■ Exercise prompt ■
Pull every line that holds the word "this" from the entries.

■ Exercise inputs ■
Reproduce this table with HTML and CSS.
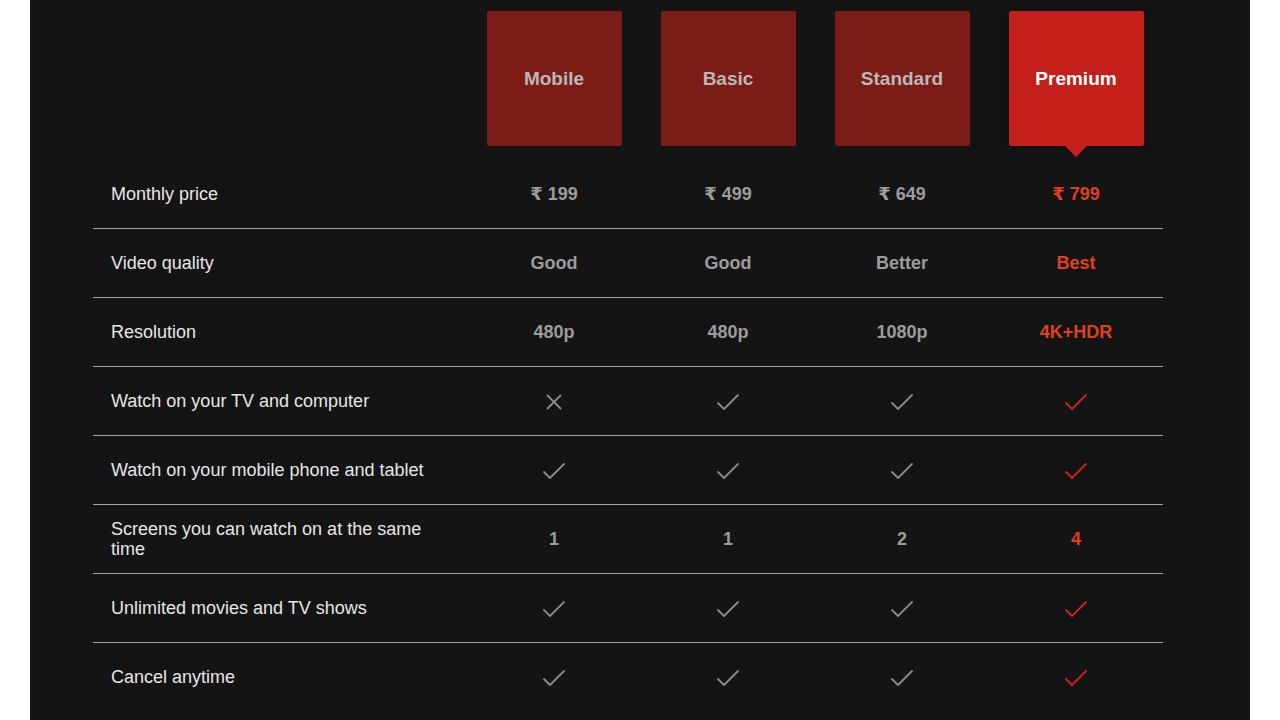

---

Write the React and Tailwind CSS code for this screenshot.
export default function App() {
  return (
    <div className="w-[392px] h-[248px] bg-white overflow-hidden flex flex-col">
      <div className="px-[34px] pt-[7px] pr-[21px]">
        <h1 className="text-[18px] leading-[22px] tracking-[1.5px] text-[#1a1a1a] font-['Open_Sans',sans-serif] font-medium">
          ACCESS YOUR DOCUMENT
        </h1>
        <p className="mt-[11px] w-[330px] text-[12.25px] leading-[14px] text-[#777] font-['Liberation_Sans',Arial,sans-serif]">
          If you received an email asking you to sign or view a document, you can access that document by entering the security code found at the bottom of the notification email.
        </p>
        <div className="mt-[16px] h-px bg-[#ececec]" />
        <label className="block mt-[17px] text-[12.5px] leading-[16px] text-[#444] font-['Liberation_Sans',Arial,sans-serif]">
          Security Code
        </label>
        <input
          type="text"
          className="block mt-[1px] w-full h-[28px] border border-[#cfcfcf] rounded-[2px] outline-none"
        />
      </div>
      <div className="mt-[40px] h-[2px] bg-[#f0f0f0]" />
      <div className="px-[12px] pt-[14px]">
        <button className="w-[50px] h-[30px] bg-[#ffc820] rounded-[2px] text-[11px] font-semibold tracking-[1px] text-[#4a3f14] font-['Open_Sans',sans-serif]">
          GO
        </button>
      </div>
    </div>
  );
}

■ Exercise output ■
Reproduce this table with HTML and CSS.
Write the React and Tailwind CSS code for this screenshot.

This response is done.